──────── GIVEN RECORDS

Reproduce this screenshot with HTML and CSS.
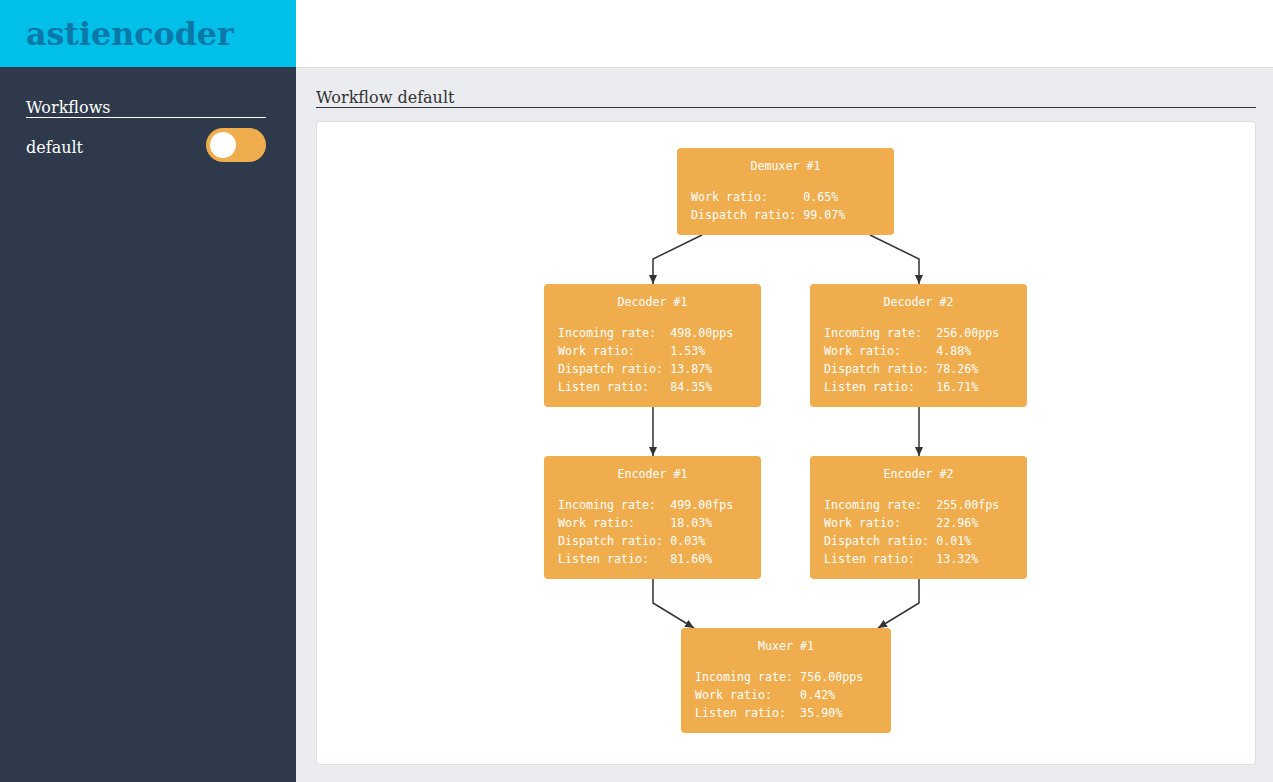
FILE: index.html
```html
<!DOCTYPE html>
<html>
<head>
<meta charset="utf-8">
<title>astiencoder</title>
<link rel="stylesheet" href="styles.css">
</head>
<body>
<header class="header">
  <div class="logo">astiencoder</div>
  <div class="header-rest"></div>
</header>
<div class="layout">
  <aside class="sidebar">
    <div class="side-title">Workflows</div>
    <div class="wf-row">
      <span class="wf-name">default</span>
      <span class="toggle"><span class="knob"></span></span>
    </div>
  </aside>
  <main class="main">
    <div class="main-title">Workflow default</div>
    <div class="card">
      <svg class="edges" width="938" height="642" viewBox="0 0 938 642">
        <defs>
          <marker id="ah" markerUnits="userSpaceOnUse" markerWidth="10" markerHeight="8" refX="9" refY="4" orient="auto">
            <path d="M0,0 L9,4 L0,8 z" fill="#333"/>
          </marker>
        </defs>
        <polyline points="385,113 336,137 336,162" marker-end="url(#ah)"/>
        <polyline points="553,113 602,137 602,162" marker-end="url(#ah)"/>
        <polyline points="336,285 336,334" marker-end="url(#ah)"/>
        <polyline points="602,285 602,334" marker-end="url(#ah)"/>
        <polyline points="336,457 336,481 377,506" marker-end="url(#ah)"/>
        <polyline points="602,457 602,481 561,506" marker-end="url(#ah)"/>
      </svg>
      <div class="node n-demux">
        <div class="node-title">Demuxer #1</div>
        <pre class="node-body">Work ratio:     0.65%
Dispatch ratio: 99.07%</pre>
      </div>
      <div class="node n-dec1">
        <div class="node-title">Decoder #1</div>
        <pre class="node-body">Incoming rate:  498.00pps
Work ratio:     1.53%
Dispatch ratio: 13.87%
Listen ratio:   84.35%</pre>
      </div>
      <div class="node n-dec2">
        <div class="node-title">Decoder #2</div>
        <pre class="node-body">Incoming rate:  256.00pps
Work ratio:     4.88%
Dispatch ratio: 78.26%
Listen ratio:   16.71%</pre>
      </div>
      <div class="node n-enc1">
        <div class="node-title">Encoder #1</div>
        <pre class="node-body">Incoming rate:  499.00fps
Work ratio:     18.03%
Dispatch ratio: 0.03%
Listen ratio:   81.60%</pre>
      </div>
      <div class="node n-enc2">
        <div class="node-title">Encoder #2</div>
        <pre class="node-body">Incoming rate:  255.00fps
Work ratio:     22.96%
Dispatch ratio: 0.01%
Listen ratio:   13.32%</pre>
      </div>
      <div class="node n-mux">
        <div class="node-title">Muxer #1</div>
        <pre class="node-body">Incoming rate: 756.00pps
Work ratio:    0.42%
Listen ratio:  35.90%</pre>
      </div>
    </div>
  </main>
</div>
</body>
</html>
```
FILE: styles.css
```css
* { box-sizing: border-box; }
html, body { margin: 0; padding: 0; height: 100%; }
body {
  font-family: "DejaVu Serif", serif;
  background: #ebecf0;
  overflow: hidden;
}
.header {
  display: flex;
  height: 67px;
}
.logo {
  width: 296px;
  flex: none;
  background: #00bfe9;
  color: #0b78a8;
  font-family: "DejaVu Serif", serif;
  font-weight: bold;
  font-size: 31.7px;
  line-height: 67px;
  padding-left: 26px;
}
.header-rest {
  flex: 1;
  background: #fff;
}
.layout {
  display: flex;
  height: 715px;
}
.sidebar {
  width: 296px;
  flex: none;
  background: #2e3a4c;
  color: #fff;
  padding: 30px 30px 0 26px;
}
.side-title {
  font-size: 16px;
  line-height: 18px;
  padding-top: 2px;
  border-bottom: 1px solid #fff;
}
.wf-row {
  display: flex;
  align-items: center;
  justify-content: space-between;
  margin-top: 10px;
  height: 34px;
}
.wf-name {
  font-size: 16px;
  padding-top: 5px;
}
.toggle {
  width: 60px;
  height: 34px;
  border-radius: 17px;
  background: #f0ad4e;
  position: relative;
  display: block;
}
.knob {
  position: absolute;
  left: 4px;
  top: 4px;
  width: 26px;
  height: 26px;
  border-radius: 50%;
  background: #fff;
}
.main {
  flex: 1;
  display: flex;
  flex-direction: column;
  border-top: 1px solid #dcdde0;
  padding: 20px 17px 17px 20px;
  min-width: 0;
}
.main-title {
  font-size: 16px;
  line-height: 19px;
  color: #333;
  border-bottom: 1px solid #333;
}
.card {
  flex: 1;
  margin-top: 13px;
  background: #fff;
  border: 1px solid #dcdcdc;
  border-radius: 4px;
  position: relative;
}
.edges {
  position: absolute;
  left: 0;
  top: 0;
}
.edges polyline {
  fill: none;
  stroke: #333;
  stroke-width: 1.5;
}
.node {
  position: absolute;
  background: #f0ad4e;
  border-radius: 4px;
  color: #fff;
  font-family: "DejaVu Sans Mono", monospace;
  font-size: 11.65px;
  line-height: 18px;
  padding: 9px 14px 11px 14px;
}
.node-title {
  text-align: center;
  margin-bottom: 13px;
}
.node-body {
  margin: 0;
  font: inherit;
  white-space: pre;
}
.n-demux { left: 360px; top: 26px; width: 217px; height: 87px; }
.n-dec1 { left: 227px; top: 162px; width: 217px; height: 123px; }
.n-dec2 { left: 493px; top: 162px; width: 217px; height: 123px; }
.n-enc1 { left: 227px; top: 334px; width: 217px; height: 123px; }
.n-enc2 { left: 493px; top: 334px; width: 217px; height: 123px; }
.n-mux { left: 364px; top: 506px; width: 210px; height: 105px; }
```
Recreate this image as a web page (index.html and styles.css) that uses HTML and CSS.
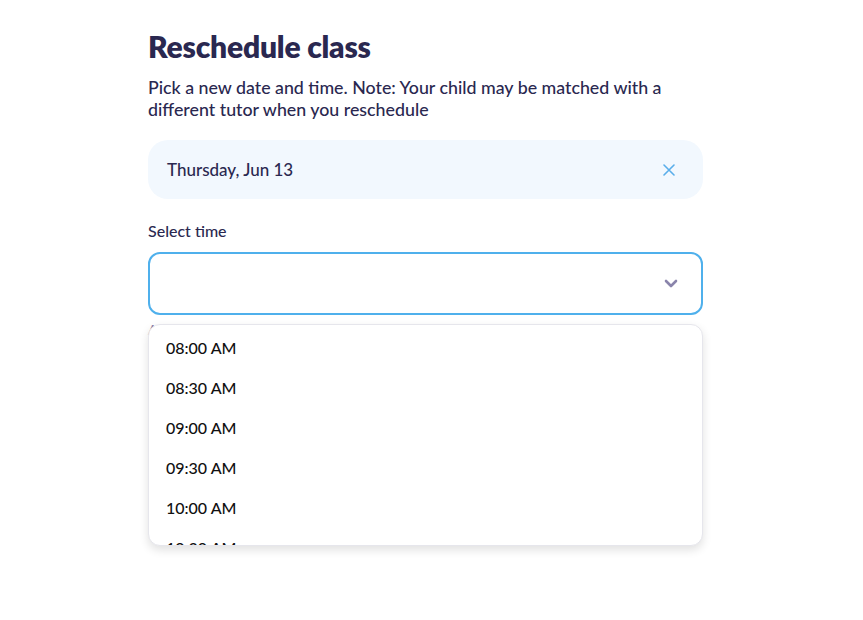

────────────────

#### GIVEN PROBLEM
Quote every line word for word and keep the images out of the copy.

#### RESPONSE
Reproduce this screenshot with HTML and CSS.
FILE: index.html
```html
<!DOCTYPE html>
<html>
<head>
<meta charset="utf-8">
<title>astiencoder</title>
<link rel="stylesheet" href="styles.css">
</head>
<body>
<header class="header">
  <div class="logo">astiencoder</div>
  <div class="header-rest"></div>
</header>
<div class="layout">
  <aside class="sidebar">
    <div class="side-title">Workflows</div>
    <div class="wf-row">
      <span class="wf-name">default</span>
      <span class="toggle"><span class="knob"></span></span>
    </div>
  </aside>
  <main class="main">
    <div class="main-title">Workflow default</div>
    <div class="card">
      <svg class="edges" width="938" height="642" viewBox="0 0 938 642">
        <defs>
          <marker id="ah" markerUnits="userSpaceOnUse" markerWidth="10" markerHeight="8" refX="9" refY="4" orient="auto">
            <path d="M0,0 L9,4 L0,8 z" fill="#333"/>
          </marker>
        </defs>
        <polyline points="385,113 336,137 336,162" marker-end="url(#ah)"/>
        <polyline points="553,113 602,137 602,162" marker-end="url(#ah)"/>
        <polyline points="336,285 336,334" marker-end="url(#ah)"/>
        <polyline points="602,285 602,334" marker-end="url(#ah)"/>
        <polyline points="336,457 336,481 377,506" marker-end="url(#ah)"/>
        <polyline points="602,457 602,481 561,506" marker-end="url(#ah)"/>
      </svg>
      <div class="node n-demux">
        <div class="node-title">Demuxer #1</div>
        <pre class="node-body">Work ratio:     0.65%
Dispatch ratio: 99.07%</pre>
      </div>
      <div class="node n-dec1">
        <div class="node-title">Decoder #1</div>
        <pre class="node-body">Incoming rate:  498.00pps
Work ratio:     1.53%
Dispatch ratio: 13.87%
Listen ratio:   84.35%</pre>
      </div>
      <div class="node n-dec2">
        <div class="node-title">Decoder #2</div>
        <pre class="node-body">Incoming rate:  256.00pps
Work ratio:     4.88%
Dispatch ratio: 78.26%
Listen ratio:   16.71%</pre>
      </div>
      <div class="node n-enc1">
        <div class="node-title">Encoder #1</div>
        <pre class="node-body">Incoming rate:  499.00fps
Work ratio:     18.03%
Dispatch ratio: 0.03%
Listen ratio:   81.60%</pre>
      </div>
      <div class="node n-enc2">
        <div class="node-title">Encoder #2</div>
        <pre class="node-body">Incoming rate:  255.00fps
Work ratio:     22.96%
Dispatch ratio: 0.01%
Listen ratio:   13.32%</pre>
      </div>
      <div class="node n-mux">
        <div class="node-title">Muxer #1</div>
        <pre class="node-body">Incoming rate: 756.00pps
Work ratio:    0.42%
Listen ratio:  35.90%</pre>
      </div>
    </div>
  </main>
</div>
</body>
</html>
```
FILE: styles.css
```css
* { box-sizing: border-box; }
html, body { margin: 0; padding: 0; height: 100%; }
body {
  font-family: "DejaVu Serif", serif;
  background: #ebecf0;
  overflow: hidden;
}
.header {
  display: flex;
  height: 67px;
}
.logo {
  width: 296px;
  flex: none;
  background: #00bfe9;
  color: #0b78a8;
  font-family: "DejaVu Serif", serif;
  font-weight: bold;
  font-size: 31.7px;
  line-height: 67px;
  padding-left: 26px;
}
.header-rest {
  flex: 1;
  background: #fff;
}
.layout {
  display: flex;
  height: 715px;
}
.sidebar {
  width: 296px;
  flex: none;
  background: #2e3a4c;
  color: #fff;
  padding: 30px 30px 0 26px;
}
.side-title {
  font-size: 16px;
  line-height: 18px;
  padding-top: 2px;
  border-bottom: 1px solid #fff;
}
.wf-row {
  display: flex;
  align-items: center;
  justify-content: space-between;
  margin-top: 10px;
  height: 34px;
}
.wf-name {
  font-size: 16px;
  padding-top: 5px;
}
.toggle {
  width: 60px;
  height: 34px;
  border-radius: 17px;
  background: #f0ad4e;
  position: relative;
  display: block;
}
.knob {
  position: absolute;
  left: 4px;
  top: 4px;
  width: 26px;
  height: 26px;
  border-radius: 50%;
  background: #fff;
}
.main {
  flex: 1;
  display: flex;
  flex-direction: column;
  border-top: 1px solid #dcdde0;
  padding: 20px 17px 17px 20px;
  min-width: 0;
}
.main-title {
  font-size: 16px;
  line-height: 19px;
  color: #333;
  border-bottom: 1px solid #333;
}
.card {
  flex: 1;
  margin-top: 13px;
  background: #fff;
  border: 1px solid #dcdcdc;
  border-radius: 4px;
  position: relative;
}
.edges {
  position: absolute;
  left: 0;
  top: 0;
}
.edges polyline {
  fill: none;
  stroke: #333;
  stroke-width: 1.5;
}
.node {
  position: absolute;
  background: #f0ad4e;
  border-radius: 4px;
  color: #fff;
  font-family: "DejaVu Sans Mono", monospace;
  font-size: 11.65px;
  line-height: 18px;
  padding: 9px 14px 11px 14px;
}
.node-title {
  text-align: center;
  margin-bottom: 13px;
}
.node-body {
  margin: 0;
  font: inherit;
  white-space: pre;
}
.n-demux { left: 360px; top: 26px; width: 217px; height: 87px; }
.n-dec1 { left: 227px; top: 162px; width: 217px; height: 123px; }
.n-dec2 { left: 493px; top: 162px; width: 217px; height: 123px; }
.n-enc1 { left: 227px; top: 334px; width: 217px; height: 123px; }
.n-enc2 { left: 493px; top: 334px; width: 217px; height: 123px; }
.n-mux { left: 364px; top: 506px; width: 210px; height: 105px; }
```
Recreate this image as a web page (index.html and styles.css) that uses HTML and CSS.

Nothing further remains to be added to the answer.